Up until now, our impact has overwhelmingly been unconscious and myopic, self-centered, and human-centric to a catastrophic degree.
But as humans, we have the capacity to make different choices, to learn from our mistakes, to change course, to go forward with intention, with awareness of our impact on the world and the ripple effect of all we do.
Humans have plodded through history with the arrogance of which only the ignorant are capable. With shocking hubris from the beginning of our civilization, we have believed this whole Earth was here for us to use as we pleased. We have quite literally bulldozed through intricate and complex ecosystems, pouring chemicals into the soil, the water, the air, throwing off the delicate, perfect, and fragile balance of nature.

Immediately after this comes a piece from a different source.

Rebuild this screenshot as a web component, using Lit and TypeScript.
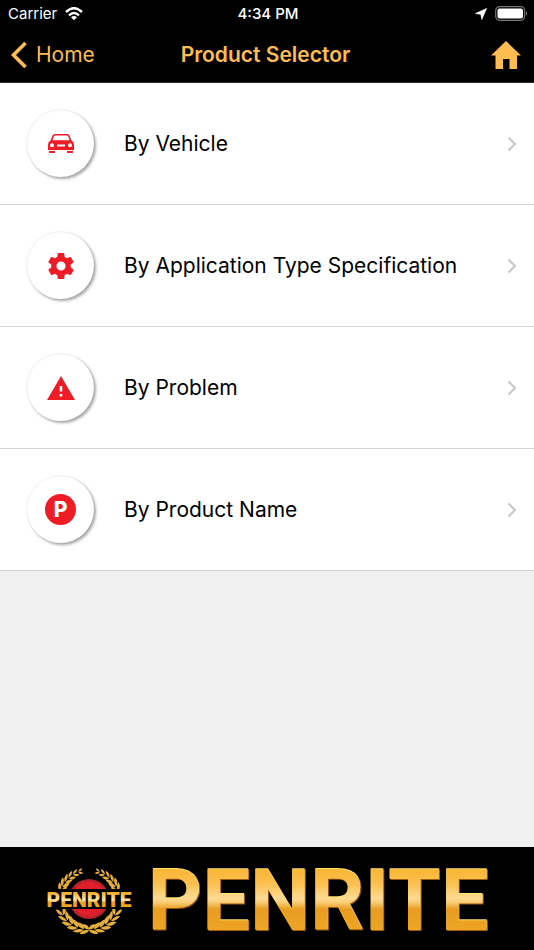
import { LitElement, html, css, svg } from "lit";
import { customElement } from "lit/decorators.js";

const icons = {
  car: svg`<svg viewBox="0 0 28 20" width="28" height="20" aria-hidden="true">
    <path fill="#ee1c25" fill-rule="evenodd" d="M8 0H20Q22 0 22.700 2L24.500 6.600Q27 8 27 10.500V16H1V10.500Q1 8 3.500 6.600L5.300 2Q6 0 8 0ZM8.300 1.500Q7.200 1.500 6.800 2.600L5.400 6.300H22.600L21.200 2.600Q20.800 1.500 19.700 1.500ZM5 9.300A2 2 0 1 0 5 13.300A2 2 0 1 0 5 9.300ZM23 9.300A2 2 0 1 0 23 13.300A2 2 0 1 0 23 9.300ZM10 10.500V12.500H18V10.500Z"/>
    <path fill="#ee1c25" d="M2 17H8V18.500Q8 19 7 19H3Q2 19 2 18.500ZM20 17H26V18.500Q26 19 25 19H21Q20 19 20 18.500Z"/>
  </svg>`,
  gear: svg`<svg viewBox="2 2 20 20" width="26" height="26" aria-hidden="true">
    <path fill="#ee1c25" d="M19.430 12.980c.04-.32.070-.64.070-.98s-.03-.66-.07-.98l2.110-1.650c.19-.15.240-.42.120-.64l-2-3.460c-.12-.22-.39-.3-.61-.22l-2.490 1c-.52-.4-1.080-.73-1.690-.98l-.38-2.650A.488.488 0 0 0 14 2h-4c-.25 0-.46.180-.49.420l-.38 2.650c-.61.250-1.170.59-1.690.98l-2.490-1c-.23-.09-.49 0-.61.220l-2 3.460c-.13.220-.07.490.12.640l2.110 1.650c-.04.320-.07.650-.07.980s.03.660.07.980l-2.110 1.650c-.19.150-.24.420-.12.640l2 3.460c.12.220.39.300.61.220l2.490-1c.52.400 1.080.730 1.690.980l.38 2.650c.03.240.24.420.49.420h4c.25 0 .46-.18.490-.42l.38-2.650c.61-.25 1.170-.59 1.690-.98l2.490 1c.23.090.49 0 .61-.22l2-3.460c.12-.22.070-.49-.12-.64zM12 15.500c-1.930 0-3.500-1.570-3.500-3.500s1.570-3.500 3.500-3.500 3.500 1.570 3.500 3.500-1.570 3.500-3.500 3.500z"/>
  </svg>`,
  warning: svg`<svg viewBox="0 0 28 24" width="28" height="24" aria-hidden="true">
    <path fill="#ee1c25" fill-rule="evenodd" d="M14 0L28 24H0ZM12.700 10V15.500H15.300V10ZM12.700 18V20.600H15.300V18Z"/>
  </svg>`,
  product: html`<span class="p-badge" aria-hidden="true">P</span>`,
};

const rows = [
  { label: "By Vehicle", icon: icons.car },
  { label: "By Application Type Specification", icon: icons.gear },
  { label: "By Problem", icon: icons.warning },
  { label: "By Product Name", icon: icons.product },
];

// Leaf pairs of the wreath: angle from the top in degrees, and leaf scale.
const leaves = [
  [17, 0.7], [27, 0.85], [37, 1], [47, 1.1], [57, 1.2], [67, 1.2],
  [114, 1.2], [126, 1.3], [138, 1.4], [150, 1.4], [162, 1.4], [173, 1.3],
];

const branch = () => leaves.map(([angle, size]) => svg`
  <g transform="rotate(${-angle} 44 33) translate(44 3) scale(${size})">
    <path d="M-3 0Q-1 -4 4 -3.500Q2.500 0 -3 0Z"/>
    <path d="M-3 .5Q1 0 3.500 3.800Q-2 5 -3 .5Z"/>
  </g>`);

@customElement("app-root")
export class AppRoot extends LitElement {
  static styles = css`
    :host {
      display: flex;
      flex-direction: column;
      min-height: 100vh;
      background: #f1f1f1;
      color: #000;
      font-family: Inter, "Liberation Sans", sans-serif;
    }
    * { box-sizing: border-box; }
    svg { display: block; flex: none; }
    header { background: #000; border-bottom: 1px solid #2b2b2b; }
    .status, .bar {
      display: grid;
      grid-template-columns: 1fr auto 1fr;
      align-items: center;
    }
    .status {
      height: 27px;
      padding: 0 6px 0 8px;
      color: #fff;
      font-size: 15px;
    }
    .clock { font-weight: 500; }
    .left, .right { display: flex; align-items: center; gap: 8px; }
    .right { justify-content: flex-end; }
    .bar { height: 55px; padding: 0 13px 0 10px; color: #ffbc51; }
    h1 { margin: 0; font-size: 21px; font-weight: 600; }
    button {
      display: flex;
      align-items: center;
      gap: 8px;
      padding: 0;
      border: 0;
      background: none;
      color: inherit;
      font: inherit;
      font-size: 21px;
      cursor: pointer;
    }
    .home { justify-self: end; }
    ul { margin: 0; padding: 0; list-style: none; background: #fff; }
    .row {
      display: flex;
      align-items: center;
      min-height: 122px;
      padding: 0 17px 0 27px;
      border-bottom: 1px solid #d6d6d6;
      color: #000;
      font-size: 21px;
      text-decoration: none;
    }
    .disc {
      display: grid;
      place-items: center;
      flex: none;
      width: 67px;
      height: 67px;
      margin-right: 30px;
      border-radius: 50%;
      background: #fff;
      box-shadow: 2px 2px 3px rgba(0, 0, 0, 0.34), 0 0 2px rgba(0, 0, 0, 0.14);
    }
    .label { flex: 1; }
    .p-badge {
      display: grid;
      place-items: center;
      width: 31px;
      height: 31px;
      border-radius: 50%;
      background: #ee1c25;
      color: #fff;
      font-size: 21px;
      font-weight: 800;
      line-height: 31px;
    }
    footer {
      display: flex;
      align-items: center;
      justify-content: center;
      gap: 14px;
      min-height: 103px;
      margin-top: auto;
      padding: 4px 12px 0;
      background: #000;
    }
    .emblem-text { font: 900 21px Roboto, sans-serif; }
    .wordmark {
      padding: 2px 0;
      font: 700 85px/64px Roboto, sans-serif;
      color: transparent;
      background: linear-gradient(#f8b431 0%, #fbc050 25%, #fddb92 46%, #f9cd76 52%, #e89d20 62%, #f0a626 100%);
      -webkit-background-clip: text;
      background-clip: text;
      filter: drop-shadow(0 -1px 0 #ffe36d) drop-shadow(1px 1px 0 #9a5a16);
    }
  `;

  render() {
    return html`
      <header>
        <div class="status">
          <div class="left">
            <span>Carrier</span>
            <svg viewBox="0 0 18 14" width="18" height="14" aria-label="Wi-Fi">
              <g fill="none" stroke="#fff" stroke-width="2.400">
                <path d="M1 5Q9 -2.500 17 5"/><path d="M4 8.300Q9 3.800 14 8.300"/>
              </g>
              <path fill="#fff" d="M6 10.200Q9 7.600 12 10.200L9 13.200Z"/>
            </svg>
          </div>
          <span class="clock">4:34 PM</span>
          <div class="right">
            <svg viewBox="0 0 12 12" width="12" height="12" aria-label="Location">
              <path fill="#fff" stroke="#fff" stroke-width=".6" d="M11.600 .4L6.800 11.500L5.800 6.300L.4 5.500Z"/>
            </svg>
            <svg viewBox="0 0 33 15" width="33" height="15" aria-label="Battery">
              <rect x=".7" y=".7" width="29" height="13.600" rx="4" fill="none" stroke="#777" stroke-width="1.200"/>
              <rect x="2.500" y="2.500" width="25.500" height="10" rx="2" fill="#fff"/>
              <path fill="#777" d="M31 5Q33 7.500 31 10Z"/>
            </svg>
          </div>
        </div>
        <div class="bar">
          <div class="left">
            <button>
              <svg viewBox="0 0 18 28" width="18" height="28" aria-hidden="true">
                <path d="M15.500 2L3.500 14L15.500 26" fill="none" stroke="#ffbc51" stroke-width="3.600"/>
              </svg>
              <span>Home</span>
            </button>
          </div>
          <h1>Product Selector</h1>
          <button class="home" aria-label="Go to home">
            <svg viewBox="0 0 30 28" width="30" height="28" aria-hidden="true">
              <path fill="#ffbc51" d="M15 0L30 14.500H26V28H18.500V18H12V28H4.500V14.500H0Z"/>
            </svg>
          </button>
        </div>
      </header>
      <main>
        <ul>
          ${rows.map((row) => html`
            <li>
              <a class="row" href="#">
                <span class="disc">${row.icon}</span>
                <span class="label">${row.label}</span>
                <svg viewBox="0 0 10 16" width="10" height="16" aria-hidden="true">
                  <path d="M1.500 1.500L8 8L1.500 14.500" fill="none" stroke="#c7c7cc" stroke-width="2"/>
                </svg>
              </a>
            </li>`)}
        </ul>
      </main>
      <footer>
        <svg viewBox="0 0 88 68" width="88" height="68" aria-label="Penrite emblem">
          <defs>
            <linearGradient id="gold" x1="0" y1="0" x2="0" y2="1">
              <stop offset="0.200" stop-color="#f6b02c"/>
              <stop offset="0.500" stop-color="#ffe9a8"/>
              <stop offset="0.600" stop-color="#eda01c"/>
              <stop offset="0.900" stop-color="#f3a81f"/>
            </linearGradient>
            <radialGradient id="red">
              <stop offset="0.800" stop-color="#e01f2b"/>
              <stop offset="1" stop-color="#a3222a"/>
            </radialGradient>
          </defs>
          <g fill="#e5ae3c">${branch()}</g>
          <g fill="#e5ae3c" transform="translate(88 0) scale(-1 1)">${branch()}</g>
          <circle cx="44" cy="32" r="20" fill="url(#red)"/>
          <rect x="2" y="22" width="84" height="20" fill="#000"/>
          <text class="emblem-text" x="44" y="40" text-anchor="middle" fill="url(#gold)">PENRITE</text>
        </svg>
        <div class="wordmark">PENRITE</div>
      </footer>
    `;
  }
}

Humans have the unique ability to impact the world in astounding ways.
And the most miraculous part is that we can do it with intention. We have the ability to collectively impact the entire planet, and beyond, in conscious ways. And so we have a choice whether our impact going forward will be one of continued destruction, or one of healing, regeneration, and protection.
As Noah napped on the cool Earth in the warmth of the sun shining over us, I watched a butterfly clinging to the bright red and yellow flowers of the tall stalk of milkweed that bent under the force of the wind. When she opened her wings, I saw the right one was damaged, like tissue paper that has gotten wet and then dried, fading away at the edges, with small holes in the center.

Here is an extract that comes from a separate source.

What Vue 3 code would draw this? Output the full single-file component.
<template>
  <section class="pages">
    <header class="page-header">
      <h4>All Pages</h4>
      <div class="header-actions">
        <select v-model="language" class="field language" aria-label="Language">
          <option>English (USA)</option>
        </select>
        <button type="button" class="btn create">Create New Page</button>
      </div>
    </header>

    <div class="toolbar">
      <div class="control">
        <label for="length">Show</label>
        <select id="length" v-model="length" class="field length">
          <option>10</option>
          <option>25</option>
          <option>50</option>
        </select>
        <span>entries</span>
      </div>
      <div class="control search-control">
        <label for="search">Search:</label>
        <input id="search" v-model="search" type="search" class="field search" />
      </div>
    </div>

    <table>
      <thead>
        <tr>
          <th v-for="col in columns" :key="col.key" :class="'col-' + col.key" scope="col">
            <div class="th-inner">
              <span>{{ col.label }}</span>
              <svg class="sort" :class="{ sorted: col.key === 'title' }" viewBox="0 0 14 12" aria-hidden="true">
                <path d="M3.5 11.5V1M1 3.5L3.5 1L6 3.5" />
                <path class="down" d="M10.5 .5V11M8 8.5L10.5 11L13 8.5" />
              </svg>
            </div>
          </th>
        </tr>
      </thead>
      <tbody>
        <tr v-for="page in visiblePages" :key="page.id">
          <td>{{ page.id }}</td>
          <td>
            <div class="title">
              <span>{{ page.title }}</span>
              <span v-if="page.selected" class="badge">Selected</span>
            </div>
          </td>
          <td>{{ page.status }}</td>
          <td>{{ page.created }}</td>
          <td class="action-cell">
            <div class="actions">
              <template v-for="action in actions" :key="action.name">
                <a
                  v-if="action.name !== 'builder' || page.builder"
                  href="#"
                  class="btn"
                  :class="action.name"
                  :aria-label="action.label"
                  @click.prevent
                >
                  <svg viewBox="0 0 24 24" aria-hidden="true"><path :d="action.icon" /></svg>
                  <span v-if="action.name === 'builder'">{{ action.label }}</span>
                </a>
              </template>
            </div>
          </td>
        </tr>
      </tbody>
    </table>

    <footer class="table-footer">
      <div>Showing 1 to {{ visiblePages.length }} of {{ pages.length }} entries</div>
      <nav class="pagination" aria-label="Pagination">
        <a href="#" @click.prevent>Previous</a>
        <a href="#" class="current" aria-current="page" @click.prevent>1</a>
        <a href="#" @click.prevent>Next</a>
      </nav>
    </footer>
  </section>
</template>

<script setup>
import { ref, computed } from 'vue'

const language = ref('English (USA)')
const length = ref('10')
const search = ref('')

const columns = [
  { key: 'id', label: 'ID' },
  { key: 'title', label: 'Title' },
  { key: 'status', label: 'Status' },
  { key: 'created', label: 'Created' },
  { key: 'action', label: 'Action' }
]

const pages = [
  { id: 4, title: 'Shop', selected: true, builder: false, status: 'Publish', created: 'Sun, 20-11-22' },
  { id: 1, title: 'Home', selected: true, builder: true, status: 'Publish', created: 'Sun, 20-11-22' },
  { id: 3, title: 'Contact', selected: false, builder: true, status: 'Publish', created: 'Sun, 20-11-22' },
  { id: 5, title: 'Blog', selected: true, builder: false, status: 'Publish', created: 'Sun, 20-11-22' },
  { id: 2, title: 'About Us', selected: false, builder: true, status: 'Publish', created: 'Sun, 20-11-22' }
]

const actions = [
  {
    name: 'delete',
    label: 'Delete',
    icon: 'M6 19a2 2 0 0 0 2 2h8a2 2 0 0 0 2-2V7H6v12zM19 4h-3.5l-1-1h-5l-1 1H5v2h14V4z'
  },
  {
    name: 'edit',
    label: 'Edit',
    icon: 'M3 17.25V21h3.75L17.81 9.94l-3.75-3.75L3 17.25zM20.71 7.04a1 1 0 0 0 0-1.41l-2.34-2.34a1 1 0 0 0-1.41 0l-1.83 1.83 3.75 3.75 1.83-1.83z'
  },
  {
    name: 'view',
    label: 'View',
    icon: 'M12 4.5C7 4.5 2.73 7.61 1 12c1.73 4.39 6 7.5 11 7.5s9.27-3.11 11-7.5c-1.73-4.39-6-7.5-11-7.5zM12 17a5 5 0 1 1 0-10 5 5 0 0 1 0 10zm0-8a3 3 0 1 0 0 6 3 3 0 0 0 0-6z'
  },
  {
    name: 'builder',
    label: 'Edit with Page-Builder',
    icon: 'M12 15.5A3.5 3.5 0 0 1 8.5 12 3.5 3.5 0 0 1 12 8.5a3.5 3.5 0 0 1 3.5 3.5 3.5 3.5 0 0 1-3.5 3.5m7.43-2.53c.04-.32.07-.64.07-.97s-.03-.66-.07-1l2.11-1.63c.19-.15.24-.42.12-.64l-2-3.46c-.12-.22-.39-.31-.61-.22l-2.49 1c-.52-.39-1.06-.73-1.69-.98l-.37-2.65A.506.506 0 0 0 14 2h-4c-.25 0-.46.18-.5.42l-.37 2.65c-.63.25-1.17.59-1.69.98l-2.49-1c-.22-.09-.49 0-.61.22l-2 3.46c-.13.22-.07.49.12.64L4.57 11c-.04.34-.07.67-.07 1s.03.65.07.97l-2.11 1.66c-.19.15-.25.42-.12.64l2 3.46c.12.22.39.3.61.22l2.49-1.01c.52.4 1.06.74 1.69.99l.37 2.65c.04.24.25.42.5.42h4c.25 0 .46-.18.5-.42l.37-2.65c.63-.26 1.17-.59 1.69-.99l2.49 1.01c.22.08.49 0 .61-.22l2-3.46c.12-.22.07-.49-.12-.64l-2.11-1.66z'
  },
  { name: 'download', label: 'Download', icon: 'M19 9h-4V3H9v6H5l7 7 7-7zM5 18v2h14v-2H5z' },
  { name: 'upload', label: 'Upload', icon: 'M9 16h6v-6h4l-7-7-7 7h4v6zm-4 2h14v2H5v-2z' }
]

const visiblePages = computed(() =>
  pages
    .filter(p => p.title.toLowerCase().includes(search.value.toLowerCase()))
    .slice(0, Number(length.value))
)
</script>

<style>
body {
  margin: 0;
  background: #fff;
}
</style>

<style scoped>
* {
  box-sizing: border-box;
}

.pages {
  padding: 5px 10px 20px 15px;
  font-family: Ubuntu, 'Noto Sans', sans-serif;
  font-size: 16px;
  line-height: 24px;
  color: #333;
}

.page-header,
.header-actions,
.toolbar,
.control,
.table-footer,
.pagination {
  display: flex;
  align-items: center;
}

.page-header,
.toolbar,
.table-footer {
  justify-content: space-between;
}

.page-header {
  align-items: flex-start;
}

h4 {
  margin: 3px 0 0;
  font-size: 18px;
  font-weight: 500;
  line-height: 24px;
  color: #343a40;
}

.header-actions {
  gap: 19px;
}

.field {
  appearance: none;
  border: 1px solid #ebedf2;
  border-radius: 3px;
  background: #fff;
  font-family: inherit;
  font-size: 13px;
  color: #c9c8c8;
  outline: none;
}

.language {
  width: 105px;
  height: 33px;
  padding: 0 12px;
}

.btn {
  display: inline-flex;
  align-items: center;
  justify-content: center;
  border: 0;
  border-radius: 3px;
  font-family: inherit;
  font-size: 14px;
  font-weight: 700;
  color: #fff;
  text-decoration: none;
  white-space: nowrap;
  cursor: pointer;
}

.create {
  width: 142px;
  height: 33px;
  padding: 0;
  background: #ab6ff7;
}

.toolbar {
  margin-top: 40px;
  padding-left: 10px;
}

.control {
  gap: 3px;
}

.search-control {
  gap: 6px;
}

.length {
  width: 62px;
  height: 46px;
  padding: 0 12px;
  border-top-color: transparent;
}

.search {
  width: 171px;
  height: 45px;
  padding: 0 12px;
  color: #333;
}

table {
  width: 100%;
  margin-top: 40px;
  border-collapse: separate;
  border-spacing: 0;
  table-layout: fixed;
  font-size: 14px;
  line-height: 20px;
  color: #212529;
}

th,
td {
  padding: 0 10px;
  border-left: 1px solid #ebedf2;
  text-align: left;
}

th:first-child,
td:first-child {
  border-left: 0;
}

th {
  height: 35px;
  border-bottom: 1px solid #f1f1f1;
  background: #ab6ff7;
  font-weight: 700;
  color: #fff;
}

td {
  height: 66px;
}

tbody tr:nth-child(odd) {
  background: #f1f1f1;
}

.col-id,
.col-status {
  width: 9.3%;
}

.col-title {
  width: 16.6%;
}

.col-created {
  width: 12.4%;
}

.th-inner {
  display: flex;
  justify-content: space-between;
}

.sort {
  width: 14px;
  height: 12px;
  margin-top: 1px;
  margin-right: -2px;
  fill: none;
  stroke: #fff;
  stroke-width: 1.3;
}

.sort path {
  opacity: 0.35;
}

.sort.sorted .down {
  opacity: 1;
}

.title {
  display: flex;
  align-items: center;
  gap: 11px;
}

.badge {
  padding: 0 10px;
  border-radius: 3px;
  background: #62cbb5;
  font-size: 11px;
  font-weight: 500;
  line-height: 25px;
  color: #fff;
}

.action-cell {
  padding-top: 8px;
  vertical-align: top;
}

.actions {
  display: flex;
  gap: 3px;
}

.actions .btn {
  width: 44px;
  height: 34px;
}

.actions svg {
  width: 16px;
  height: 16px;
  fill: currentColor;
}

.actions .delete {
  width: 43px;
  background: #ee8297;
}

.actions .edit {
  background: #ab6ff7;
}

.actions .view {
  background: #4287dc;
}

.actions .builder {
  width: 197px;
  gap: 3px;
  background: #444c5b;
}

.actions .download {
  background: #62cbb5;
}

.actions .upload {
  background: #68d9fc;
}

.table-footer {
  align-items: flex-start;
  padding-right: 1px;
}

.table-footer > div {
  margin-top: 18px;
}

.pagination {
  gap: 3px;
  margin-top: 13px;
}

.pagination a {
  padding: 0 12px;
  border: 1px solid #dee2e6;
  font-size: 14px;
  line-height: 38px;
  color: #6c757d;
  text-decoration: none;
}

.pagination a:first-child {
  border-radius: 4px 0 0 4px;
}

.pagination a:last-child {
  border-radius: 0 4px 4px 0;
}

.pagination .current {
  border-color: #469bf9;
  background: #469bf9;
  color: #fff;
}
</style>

It felt like seeing a unicorn with a broken, bleeding horn.
There are so many things that are out of our control in this world, but what is in our control is the impact we have on the planet and other living beings, both as individuals and as a species. For most of human history, we didn’t understand our impact. We didn’t understand the consequences of our actions. Now we do.
We know that our modern way of life, our modern way of exploiting, destroying, and polluting Earth is killing the planet. And despite our collective denial, we know that our dependence on eating animals is not only causing unmitigated and extreme suffering to the trillions of living beings whom we actually eat—and for this reason is measurably the largest cause of suffering in our world—but is also a major driver of climate change and a direct contributor to virtually all of our major environmental problems.
Animal agriculture now takes up half the world’s total land mass.
It is the largest contributor of human caused methane production, which is 32 times more powerful a greenhouse gas than is CO2. Animal agriculture contributes more greenhouse gas emissions than the entire transportation sector. It is the most significant driver of biodiversity loss, species extinction, and destruction of wild lands. There is no more powerful action we can take as individuals to help reverse climate change and protect the environment than to stop eating animals and animal by-products like dairy and eggs.
Our failure to change now is not only unforgivable, it is unfathomable. We are killing our own planet, destroying our own world. What we do to the planet we do to ourselves. What we do to the butterflies, the chickens, the cows, the pigs, the fishes, the trees, the water, the soil, and the air, we do to ourselves.
We are all earthlings. We are all Earth.
Humans have the most amazing ability, the greatest gift we could ever receive: the ability to pivot, to go forward, having learned from our blunders, from our ignorance, arrogance, and cruelty, to go forward as healers and stewards caring for each other and all life.
Our world is damaged. We are damaged. Even the butterflies are damaged.
But as we sat under the milkweed on that warm New Year’s Day, and Noah pecked at the dirt, nibbled on tender shoots of clover and clucked with excitement at the world around him, I felt hope. I felt the hope of what is still possible, if we, like the butterfly, can manifest the highest version of who we are, both personally and collectively, and move into the future infused with the wisdom, knowledge, love, and the reverence we need to heal ourselves and heal our world.
We can make the conscious choice to live in harmony with our world, to walk gently on Earth, to use our unique potential and ensure that as we walk into the future, we do so using our species’ unique powers for good, by preserving and protecting the planet and all the myriad forms of life that inhabit it.